Wednesday, July 2, 2014

Snapchat in the Classroom

Prompted by a recent discussion on social media tools in the classroom, I went on a mini search to find the "new Facebook" and how to help teachers use it in the classroom.  Edmodo is spreading rapidly, and as more schools gravitate toward (or are at least extremely tempted by) flipping classrooms, online venues for education are in high demand.  As I learned from my students this past spring, "Nobody is on Facebook anymore."  My 400+ friends beg to differ, but okay.  I learned that all the youngin's these days are using Twitter for their thoughts (usually littered with monkey emojis), Instagram for their glam photos (of course, with every filter and art app in sight), and Snapchat for just fun conversation.

Here is how Snapchat defines their application:

The issue, though, is that whatever you share disappears within 10 seconds.  This allows students to feel uninhibited when they share images.  Even if they feel like they look ugly, the picture disappears very quickly, which takes a bit of the adolescent social image stigma allowing them to have more fun.  Because of this "magically disappearing picture," though, many Snapchat users have wound up in very scandalous situations due to inappropriate images.  Thankfully, I found a pretty helpful article written by a high school student who surveyed her peers for more information on how students use Snapchat.

While Facebook is the more "serious, mature" social media (*sigh* from this old fart who's checked her profile at least 12 times today), Snapchat is where students can be silly and real and "ugly" as they put it.  It lets them share fun pictures with just one person, without feeling like they'll be judged.  Of course, it still sets them up for very inappropriate yet tempting situations, but I see the allure.

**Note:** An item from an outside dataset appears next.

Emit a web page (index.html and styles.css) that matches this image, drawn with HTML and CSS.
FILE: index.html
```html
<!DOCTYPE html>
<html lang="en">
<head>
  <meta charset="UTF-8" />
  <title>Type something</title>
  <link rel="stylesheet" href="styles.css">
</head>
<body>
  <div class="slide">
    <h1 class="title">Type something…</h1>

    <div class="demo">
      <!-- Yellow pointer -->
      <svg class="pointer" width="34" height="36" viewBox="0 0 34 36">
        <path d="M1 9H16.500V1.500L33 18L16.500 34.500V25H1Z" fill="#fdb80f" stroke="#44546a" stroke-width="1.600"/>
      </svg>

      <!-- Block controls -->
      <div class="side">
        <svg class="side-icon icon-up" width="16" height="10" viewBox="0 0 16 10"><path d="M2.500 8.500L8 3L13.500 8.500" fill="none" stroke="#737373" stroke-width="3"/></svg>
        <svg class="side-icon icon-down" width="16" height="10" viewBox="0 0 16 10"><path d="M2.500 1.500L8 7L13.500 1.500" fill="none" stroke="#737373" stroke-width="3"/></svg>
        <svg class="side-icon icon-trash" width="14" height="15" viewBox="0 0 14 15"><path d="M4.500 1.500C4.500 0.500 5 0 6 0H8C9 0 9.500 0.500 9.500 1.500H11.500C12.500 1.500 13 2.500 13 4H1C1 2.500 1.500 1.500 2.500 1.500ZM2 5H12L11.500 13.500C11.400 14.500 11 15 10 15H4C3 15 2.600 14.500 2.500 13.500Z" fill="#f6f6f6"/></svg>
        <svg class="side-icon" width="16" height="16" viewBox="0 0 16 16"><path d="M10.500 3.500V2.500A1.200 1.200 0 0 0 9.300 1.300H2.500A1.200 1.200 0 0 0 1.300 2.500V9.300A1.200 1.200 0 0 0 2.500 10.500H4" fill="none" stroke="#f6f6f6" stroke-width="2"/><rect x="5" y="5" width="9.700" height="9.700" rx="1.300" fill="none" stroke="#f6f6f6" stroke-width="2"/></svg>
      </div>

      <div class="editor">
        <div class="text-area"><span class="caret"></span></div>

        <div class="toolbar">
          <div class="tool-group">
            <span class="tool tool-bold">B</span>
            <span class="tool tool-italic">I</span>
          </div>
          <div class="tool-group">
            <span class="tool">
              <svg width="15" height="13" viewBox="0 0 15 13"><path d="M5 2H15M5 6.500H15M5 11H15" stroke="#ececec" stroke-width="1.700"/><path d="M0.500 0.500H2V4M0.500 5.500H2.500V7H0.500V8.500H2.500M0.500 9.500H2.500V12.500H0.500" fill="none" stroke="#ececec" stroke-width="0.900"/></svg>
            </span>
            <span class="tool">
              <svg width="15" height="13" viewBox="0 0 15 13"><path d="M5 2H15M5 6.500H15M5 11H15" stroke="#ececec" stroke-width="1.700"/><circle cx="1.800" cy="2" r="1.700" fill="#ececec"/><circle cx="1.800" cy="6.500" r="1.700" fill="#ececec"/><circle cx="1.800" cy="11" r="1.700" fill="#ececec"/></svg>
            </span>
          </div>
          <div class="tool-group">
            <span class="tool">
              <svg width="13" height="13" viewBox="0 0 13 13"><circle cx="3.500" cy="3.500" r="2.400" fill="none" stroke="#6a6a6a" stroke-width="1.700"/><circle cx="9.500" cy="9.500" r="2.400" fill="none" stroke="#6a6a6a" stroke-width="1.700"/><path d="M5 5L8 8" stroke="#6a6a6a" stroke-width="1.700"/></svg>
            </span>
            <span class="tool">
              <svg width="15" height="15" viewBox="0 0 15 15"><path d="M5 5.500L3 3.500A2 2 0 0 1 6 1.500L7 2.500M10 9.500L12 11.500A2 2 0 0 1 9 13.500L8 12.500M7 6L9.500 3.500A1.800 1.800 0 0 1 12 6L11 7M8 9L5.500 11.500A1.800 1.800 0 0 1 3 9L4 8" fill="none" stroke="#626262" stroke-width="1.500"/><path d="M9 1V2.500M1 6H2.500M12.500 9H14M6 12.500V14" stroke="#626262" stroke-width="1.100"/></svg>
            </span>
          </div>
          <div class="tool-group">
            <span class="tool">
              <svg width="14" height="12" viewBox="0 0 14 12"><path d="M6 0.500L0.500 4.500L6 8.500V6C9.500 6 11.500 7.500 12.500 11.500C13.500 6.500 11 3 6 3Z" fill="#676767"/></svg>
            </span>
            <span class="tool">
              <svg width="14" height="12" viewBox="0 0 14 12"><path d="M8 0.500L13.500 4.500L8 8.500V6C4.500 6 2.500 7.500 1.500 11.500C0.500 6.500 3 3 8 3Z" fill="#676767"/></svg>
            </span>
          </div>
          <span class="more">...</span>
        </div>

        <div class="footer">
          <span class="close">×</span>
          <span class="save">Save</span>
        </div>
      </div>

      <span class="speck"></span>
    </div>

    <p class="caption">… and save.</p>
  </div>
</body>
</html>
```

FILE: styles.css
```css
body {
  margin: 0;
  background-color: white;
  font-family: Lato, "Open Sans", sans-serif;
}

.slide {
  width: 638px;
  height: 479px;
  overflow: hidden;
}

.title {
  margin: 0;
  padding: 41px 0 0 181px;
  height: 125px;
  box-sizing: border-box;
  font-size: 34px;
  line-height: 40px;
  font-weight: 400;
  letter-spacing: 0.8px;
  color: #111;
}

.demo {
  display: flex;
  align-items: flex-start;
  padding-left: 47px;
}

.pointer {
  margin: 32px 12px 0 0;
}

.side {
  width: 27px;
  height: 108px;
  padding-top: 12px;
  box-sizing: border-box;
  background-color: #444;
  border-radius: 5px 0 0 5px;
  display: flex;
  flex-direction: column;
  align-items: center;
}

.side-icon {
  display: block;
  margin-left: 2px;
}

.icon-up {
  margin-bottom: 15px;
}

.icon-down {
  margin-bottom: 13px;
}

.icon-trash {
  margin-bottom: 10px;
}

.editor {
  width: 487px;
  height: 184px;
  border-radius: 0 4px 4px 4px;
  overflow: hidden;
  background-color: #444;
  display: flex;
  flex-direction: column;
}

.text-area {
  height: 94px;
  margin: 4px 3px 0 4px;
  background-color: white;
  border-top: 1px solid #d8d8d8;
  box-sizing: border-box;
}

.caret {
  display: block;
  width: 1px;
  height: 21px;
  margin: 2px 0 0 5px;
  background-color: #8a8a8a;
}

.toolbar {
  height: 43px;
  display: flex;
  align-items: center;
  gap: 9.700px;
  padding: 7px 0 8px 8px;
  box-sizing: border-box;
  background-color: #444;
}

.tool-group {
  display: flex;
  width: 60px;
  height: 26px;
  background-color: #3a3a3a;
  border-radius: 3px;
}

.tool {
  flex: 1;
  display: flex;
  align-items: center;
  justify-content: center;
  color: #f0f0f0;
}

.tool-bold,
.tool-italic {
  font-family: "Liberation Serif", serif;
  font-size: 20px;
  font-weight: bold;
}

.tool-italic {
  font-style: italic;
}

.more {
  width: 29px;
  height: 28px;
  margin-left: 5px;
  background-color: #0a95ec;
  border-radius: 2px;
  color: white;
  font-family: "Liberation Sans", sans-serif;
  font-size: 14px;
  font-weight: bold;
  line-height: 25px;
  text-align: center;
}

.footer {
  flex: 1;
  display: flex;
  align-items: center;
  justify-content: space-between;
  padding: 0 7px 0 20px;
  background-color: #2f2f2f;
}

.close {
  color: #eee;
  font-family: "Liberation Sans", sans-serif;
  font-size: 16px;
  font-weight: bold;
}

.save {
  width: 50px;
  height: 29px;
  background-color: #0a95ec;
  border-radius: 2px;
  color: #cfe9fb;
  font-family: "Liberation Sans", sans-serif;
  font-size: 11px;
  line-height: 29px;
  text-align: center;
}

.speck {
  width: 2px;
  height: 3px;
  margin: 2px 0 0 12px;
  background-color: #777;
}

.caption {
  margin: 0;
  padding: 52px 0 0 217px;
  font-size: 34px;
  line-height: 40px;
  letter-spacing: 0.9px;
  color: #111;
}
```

Here's the big question, though:  How do we bring Snapchat into the classroom?  Though I try to be the watchdog that I am when it comes to cell phone use, my students use Snapchat while in class, sending pictures of hearts they drew on their paper or probably very embarrassing pictures of me as I ramble about Steinbeck and act out one-man scenes from Midsummer.  But how can this tool become educational?

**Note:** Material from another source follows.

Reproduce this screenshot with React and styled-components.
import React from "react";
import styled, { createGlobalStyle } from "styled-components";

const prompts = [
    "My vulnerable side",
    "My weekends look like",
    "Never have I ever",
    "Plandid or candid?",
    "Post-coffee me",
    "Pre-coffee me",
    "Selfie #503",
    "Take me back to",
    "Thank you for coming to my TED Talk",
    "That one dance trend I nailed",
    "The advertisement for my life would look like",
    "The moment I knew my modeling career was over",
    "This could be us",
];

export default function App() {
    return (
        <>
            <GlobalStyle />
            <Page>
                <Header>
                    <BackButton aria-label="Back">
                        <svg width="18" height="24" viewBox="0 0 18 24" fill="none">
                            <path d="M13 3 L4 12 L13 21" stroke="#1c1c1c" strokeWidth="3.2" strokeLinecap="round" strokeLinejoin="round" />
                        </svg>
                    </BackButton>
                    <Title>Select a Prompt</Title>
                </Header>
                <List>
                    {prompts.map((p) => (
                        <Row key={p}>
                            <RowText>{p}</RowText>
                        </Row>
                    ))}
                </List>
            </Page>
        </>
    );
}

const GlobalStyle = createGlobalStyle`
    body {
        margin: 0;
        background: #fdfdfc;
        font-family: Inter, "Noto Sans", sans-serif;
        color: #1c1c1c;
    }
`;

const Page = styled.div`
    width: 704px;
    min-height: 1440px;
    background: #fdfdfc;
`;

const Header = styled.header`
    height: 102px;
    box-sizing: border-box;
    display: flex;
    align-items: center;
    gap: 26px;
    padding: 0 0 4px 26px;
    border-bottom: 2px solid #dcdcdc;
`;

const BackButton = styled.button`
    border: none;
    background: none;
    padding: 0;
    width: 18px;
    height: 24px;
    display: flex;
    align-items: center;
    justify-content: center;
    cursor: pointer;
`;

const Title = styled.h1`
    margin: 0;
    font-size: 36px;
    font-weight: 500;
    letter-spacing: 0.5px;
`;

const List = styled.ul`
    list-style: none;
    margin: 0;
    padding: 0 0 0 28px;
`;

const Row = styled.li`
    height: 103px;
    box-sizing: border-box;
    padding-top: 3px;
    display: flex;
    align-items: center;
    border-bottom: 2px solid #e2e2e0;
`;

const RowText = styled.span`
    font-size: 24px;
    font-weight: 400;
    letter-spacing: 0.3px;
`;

I haven't figured that out yet.

As mentioned in the article, students want to keep Snapchat private, just for them to send silly pictures and be young.  Though the marketing for Snapchat is all of 20-somethings sharing drinks via their phones, teens use the app for silly texting and sending fun sad faces when their friend can't come over to study and watch Pitch Perfect for the 27th time.  It's like real life emojis!  And I like that much better than all the silly monkeys.